Task brief: Locate all lines in the data below that hold "with" and show them.
+++++
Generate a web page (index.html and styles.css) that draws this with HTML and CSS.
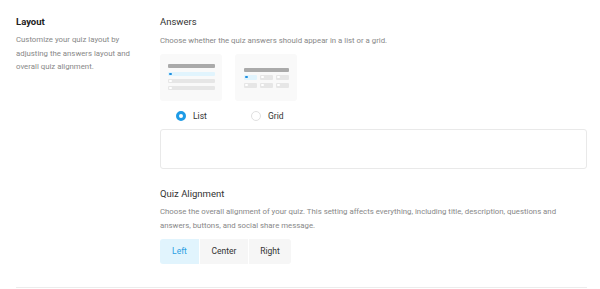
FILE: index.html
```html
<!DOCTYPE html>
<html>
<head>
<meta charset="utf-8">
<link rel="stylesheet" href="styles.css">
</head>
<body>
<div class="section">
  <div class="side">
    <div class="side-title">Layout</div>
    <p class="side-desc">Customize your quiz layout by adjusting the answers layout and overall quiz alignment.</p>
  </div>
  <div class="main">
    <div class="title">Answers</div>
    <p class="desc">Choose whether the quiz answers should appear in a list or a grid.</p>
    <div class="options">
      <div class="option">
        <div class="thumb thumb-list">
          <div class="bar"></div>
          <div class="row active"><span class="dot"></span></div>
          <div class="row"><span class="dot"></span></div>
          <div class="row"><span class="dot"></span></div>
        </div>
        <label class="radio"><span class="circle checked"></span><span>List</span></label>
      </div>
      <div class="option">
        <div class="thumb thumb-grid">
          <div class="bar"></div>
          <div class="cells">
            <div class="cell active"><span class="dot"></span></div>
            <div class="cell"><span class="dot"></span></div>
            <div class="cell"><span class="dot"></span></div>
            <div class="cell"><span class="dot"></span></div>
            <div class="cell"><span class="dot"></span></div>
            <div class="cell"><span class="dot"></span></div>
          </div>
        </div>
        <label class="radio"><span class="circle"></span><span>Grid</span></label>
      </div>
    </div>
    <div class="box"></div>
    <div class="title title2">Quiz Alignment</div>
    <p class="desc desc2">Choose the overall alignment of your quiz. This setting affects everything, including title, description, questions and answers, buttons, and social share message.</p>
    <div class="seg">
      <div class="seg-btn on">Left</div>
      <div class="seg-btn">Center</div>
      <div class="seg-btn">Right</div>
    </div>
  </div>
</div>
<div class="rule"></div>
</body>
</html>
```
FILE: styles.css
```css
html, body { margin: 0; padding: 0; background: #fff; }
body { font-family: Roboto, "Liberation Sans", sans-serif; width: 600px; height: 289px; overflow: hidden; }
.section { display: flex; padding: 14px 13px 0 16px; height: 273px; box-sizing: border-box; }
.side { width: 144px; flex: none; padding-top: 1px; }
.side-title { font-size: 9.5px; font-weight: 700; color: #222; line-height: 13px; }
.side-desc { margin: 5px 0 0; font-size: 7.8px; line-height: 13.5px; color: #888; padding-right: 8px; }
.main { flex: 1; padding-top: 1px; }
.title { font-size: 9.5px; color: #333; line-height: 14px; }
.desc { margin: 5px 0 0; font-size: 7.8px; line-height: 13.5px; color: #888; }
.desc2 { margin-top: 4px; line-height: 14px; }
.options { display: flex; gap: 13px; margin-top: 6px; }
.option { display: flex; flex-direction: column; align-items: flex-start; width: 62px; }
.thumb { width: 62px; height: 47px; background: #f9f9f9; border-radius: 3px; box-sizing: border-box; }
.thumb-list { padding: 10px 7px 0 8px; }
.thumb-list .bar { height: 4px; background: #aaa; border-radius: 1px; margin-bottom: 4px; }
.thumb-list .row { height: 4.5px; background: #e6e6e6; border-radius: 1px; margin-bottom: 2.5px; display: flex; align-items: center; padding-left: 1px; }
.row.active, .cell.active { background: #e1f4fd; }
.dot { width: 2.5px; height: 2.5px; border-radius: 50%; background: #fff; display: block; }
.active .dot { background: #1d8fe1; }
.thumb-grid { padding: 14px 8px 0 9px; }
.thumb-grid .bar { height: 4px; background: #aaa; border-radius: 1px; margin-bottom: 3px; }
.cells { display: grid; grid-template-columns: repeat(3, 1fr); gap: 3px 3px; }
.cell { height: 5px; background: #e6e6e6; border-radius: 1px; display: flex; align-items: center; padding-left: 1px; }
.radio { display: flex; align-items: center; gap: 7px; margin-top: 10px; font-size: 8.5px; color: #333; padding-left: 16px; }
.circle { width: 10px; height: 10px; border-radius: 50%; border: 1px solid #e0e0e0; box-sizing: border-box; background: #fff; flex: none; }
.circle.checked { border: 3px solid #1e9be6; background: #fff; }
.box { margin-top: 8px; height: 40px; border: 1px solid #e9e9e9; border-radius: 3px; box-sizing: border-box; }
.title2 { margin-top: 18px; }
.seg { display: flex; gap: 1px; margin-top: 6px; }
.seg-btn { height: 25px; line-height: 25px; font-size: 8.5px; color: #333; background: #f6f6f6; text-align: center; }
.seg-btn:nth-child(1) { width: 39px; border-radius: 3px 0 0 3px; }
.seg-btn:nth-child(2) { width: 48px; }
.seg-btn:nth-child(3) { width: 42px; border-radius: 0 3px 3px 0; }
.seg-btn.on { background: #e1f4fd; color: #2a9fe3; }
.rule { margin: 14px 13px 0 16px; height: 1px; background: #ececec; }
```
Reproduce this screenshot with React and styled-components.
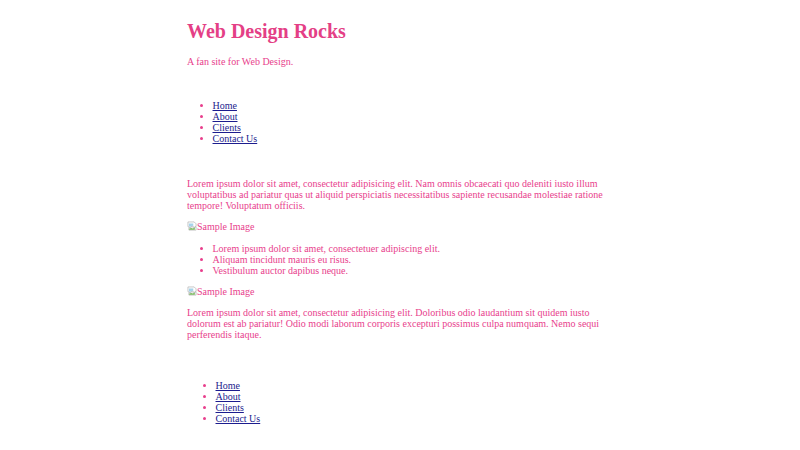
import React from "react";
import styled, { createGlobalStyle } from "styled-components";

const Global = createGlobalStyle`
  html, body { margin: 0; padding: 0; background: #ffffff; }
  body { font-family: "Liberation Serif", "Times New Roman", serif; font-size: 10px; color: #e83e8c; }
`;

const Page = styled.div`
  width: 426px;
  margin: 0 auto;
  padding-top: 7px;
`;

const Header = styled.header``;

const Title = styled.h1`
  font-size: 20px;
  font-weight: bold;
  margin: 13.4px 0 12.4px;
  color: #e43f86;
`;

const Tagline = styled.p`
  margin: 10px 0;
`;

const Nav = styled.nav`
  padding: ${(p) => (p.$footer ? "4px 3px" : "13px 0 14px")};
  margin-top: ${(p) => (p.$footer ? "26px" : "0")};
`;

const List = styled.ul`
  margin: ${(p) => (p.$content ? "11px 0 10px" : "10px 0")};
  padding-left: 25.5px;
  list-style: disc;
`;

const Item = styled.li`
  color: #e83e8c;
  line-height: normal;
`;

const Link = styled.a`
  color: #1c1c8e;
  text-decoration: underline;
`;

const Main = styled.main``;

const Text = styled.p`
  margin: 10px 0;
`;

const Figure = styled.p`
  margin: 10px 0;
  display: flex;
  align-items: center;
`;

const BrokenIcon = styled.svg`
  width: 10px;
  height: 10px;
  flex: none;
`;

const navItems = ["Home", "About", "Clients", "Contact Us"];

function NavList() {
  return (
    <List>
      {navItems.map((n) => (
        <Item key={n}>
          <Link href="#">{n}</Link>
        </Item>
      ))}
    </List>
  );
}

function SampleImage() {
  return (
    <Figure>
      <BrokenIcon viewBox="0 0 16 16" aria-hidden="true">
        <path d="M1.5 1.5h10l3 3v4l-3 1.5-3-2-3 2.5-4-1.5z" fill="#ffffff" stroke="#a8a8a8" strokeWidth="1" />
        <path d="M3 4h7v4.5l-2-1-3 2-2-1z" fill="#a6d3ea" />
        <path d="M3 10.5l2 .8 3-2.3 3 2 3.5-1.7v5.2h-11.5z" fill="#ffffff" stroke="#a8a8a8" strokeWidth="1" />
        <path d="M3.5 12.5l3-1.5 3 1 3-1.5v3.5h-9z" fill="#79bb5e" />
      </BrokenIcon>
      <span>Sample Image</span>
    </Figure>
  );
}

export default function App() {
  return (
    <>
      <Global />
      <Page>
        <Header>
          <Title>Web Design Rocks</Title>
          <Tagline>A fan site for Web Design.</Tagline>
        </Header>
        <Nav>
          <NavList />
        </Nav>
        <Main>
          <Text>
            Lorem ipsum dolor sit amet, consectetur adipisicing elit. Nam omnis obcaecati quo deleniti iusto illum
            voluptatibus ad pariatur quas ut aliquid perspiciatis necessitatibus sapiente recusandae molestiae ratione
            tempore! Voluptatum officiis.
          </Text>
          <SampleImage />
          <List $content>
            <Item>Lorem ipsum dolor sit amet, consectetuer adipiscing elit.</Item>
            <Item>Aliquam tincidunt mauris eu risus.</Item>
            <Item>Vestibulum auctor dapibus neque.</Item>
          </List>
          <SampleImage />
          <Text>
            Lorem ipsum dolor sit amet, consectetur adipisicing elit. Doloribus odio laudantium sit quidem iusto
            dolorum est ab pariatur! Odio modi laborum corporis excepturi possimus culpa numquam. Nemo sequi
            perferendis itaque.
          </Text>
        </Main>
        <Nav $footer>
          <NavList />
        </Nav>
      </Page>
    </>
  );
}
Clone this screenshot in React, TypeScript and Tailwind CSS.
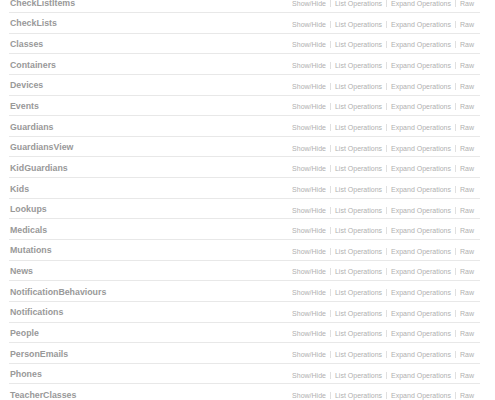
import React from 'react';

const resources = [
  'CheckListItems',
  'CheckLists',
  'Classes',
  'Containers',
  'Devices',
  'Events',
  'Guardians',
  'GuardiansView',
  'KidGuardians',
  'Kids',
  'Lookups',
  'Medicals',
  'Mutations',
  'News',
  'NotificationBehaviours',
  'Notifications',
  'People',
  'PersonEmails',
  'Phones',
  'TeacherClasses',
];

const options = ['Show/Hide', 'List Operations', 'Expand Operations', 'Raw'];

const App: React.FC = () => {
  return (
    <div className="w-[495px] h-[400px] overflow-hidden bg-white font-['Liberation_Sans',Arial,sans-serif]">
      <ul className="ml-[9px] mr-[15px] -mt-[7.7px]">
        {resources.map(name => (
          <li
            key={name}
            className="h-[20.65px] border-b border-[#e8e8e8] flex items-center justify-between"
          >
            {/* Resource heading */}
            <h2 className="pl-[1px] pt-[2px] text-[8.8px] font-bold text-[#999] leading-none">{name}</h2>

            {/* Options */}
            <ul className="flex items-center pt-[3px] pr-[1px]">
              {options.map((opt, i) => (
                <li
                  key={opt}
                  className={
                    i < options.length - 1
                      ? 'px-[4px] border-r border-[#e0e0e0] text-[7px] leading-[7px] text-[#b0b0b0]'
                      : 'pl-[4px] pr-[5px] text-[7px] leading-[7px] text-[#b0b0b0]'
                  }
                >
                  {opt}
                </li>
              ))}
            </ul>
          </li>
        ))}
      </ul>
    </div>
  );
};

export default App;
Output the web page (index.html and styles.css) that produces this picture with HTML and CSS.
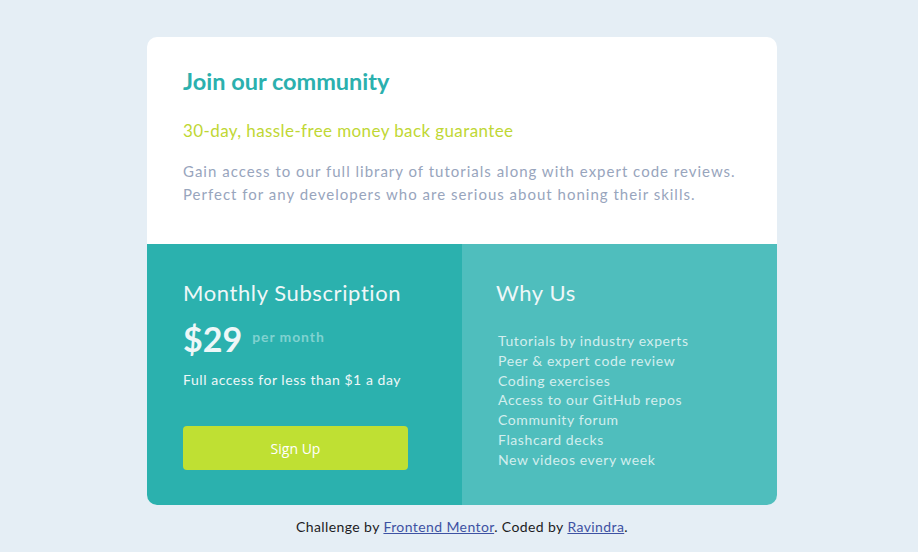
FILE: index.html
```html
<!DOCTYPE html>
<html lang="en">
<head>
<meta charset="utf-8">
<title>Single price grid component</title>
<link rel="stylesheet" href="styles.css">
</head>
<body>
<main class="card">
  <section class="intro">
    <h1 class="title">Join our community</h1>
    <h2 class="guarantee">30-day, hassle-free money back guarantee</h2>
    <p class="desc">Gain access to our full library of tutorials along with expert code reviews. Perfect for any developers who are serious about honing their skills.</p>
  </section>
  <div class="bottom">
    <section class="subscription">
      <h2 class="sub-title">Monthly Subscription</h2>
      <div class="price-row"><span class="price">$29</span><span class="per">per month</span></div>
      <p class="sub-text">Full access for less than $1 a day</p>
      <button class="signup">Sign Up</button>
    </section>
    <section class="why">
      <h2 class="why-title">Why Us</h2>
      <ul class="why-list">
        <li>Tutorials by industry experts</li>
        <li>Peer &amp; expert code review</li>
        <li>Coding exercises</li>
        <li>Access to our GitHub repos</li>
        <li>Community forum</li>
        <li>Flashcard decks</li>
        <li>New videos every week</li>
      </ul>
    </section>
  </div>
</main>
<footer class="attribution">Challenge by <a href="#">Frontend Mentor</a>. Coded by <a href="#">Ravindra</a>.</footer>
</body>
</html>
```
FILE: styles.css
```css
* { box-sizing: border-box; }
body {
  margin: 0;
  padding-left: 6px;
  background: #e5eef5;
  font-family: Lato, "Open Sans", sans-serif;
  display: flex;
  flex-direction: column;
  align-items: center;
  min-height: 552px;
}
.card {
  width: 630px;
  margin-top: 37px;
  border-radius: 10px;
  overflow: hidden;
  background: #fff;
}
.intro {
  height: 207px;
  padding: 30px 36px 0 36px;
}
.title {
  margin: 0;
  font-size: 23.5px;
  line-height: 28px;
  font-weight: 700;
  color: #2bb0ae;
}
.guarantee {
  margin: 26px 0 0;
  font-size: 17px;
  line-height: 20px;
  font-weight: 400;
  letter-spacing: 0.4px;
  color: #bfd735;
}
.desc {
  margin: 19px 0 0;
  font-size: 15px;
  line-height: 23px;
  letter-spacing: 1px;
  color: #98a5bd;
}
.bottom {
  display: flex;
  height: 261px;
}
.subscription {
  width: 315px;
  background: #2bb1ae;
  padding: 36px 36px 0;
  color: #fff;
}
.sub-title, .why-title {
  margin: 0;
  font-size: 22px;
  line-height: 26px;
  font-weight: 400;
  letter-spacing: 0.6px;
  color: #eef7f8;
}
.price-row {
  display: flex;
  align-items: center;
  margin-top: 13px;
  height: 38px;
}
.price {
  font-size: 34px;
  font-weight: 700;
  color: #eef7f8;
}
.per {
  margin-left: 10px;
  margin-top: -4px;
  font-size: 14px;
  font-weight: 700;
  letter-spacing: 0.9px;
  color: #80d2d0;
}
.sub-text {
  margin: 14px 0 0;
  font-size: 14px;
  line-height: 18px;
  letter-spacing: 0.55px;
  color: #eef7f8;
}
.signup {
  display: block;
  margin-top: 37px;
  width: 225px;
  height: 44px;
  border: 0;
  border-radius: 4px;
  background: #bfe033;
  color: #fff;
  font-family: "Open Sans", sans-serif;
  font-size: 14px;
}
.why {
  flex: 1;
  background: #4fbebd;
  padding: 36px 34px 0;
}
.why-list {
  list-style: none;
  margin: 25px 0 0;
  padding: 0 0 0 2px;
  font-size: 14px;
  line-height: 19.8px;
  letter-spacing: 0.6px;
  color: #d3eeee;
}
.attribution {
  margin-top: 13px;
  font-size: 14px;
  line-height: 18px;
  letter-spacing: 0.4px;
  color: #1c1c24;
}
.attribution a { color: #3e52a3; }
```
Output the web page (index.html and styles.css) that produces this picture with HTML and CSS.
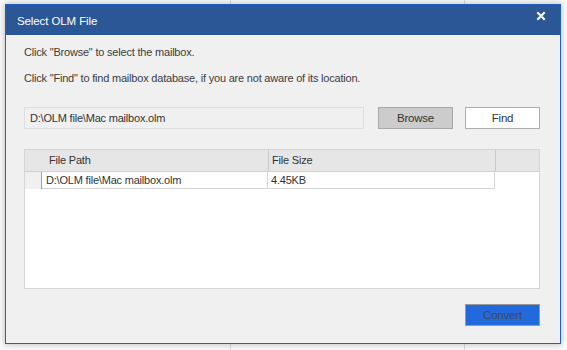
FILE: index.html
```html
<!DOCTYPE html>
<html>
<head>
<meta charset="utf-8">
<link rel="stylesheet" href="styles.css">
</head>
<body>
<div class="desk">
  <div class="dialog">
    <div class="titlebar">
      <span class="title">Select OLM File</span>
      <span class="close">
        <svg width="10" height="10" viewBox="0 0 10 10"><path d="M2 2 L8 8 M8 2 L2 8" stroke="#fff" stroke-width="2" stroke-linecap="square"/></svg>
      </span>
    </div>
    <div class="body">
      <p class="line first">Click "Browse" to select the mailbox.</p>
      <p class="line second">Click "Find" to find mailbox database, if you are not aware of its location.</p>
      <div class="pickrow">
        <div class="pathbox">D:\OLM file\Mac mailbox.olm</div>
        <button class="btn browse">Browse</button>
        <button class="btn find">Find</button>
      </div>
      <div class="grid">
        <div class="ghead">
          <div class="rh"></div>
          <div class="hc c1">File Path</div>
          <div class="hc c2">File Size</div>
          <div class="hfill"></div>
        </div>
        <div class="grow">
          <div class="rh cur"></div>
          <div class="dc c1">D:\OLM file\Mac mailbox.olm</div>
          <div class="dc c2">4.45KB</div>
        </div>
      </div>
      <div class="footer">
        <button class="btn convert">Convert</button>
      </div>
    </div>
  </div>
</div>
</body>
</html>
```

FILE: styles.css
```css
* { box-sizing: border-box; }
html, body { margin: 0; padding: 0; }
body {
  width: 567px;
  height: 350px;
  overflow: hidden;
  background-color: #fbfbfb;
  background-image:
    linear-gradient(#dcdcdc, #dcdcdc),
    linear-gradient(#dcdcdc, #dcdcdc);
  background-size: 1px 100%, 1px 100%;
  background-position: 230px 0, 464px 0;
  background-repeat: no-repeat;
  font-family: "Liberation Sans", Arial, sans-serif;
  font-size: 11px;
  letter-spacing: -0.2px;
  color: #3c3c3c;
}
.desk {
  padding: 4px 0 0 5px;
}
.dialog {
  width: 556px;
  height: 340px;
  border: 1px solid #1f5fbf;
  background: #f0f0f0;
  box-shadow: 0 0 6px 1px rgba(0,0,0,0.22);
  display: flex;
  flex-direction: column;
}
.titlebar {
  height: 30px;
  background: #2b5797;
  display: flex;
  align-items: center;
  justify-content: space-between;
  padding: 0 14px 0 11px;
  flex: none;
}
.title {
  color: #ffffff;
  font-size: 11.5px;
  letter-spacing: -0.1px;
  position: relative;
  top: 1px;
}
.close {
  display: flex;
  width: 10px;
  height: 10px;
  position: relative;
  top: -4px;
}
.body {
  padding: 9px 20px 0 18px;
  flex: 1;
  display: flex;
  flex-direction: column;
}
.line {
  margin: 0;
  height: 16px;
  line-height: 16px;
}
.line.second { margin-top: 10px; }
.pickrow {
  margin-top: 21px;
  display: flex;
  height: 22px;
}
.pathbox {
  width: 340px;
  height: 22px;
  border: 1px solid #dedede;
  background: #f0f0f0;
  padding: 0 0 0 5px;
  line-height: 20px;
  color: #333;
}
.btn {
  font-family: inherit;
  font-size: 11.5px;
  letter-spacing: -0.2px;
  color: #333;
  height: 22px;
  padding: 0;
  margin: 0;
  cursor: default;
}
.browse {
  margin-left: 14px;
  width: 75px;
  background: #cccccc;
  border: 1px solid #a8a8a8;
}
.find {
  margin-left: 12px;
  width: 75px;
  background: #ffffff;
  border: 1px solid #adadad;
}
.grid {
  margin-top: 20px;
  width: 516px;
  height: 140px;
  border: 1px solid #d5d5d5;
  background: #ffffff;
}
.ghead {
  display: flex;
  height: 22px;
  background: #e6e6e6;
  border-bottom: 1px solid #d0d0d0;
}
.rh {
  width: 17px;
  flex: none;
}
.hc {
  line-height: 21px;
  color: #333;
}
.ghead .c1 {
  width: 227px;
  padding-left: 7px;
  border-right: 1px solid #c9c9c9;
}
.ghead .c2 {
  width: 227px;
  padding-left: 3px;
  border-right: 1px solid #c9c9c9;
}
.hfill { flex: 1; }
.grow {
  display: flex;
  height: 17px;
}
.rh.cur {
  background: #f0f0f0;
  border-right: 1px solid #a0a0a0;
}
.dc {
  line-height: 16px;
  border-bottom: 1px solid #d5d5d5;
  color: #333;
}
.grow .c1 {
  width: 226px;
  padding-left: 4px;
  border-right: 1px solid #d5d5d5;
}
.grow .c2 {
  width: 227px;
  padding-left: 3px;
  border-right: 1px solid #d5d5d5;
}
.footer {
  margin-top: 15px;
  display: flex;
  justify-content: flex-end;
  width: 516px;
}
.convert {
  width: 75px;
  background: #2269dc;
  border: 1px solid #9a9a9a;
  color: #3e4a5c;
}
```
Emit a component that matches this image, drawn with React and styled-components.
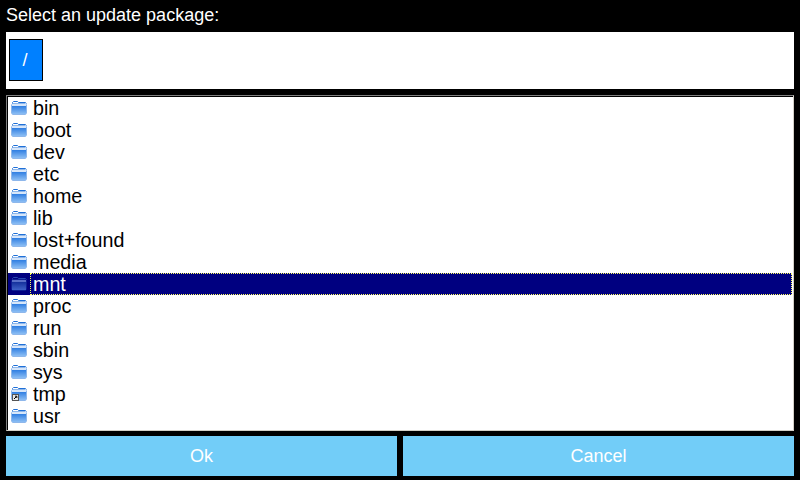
+++++
Complete output:
Generate a web page (index.html and styles.css) that draws this with HTML and CSS.
Reproduce this screenshot with React and styled-components.
Output the web page (index.html and styles.css) that produces this picture with HTML and CSS.
    <p class="desc">Gain access to our full library of tutorials along with expert code reviews. Perfect for any developers who are serious about honing their skills.</p>
Output the web page (index.html and styles.css) that produces this picture with HTML and CSS.
Emit a component that matches this image, drawn with React and styled-components.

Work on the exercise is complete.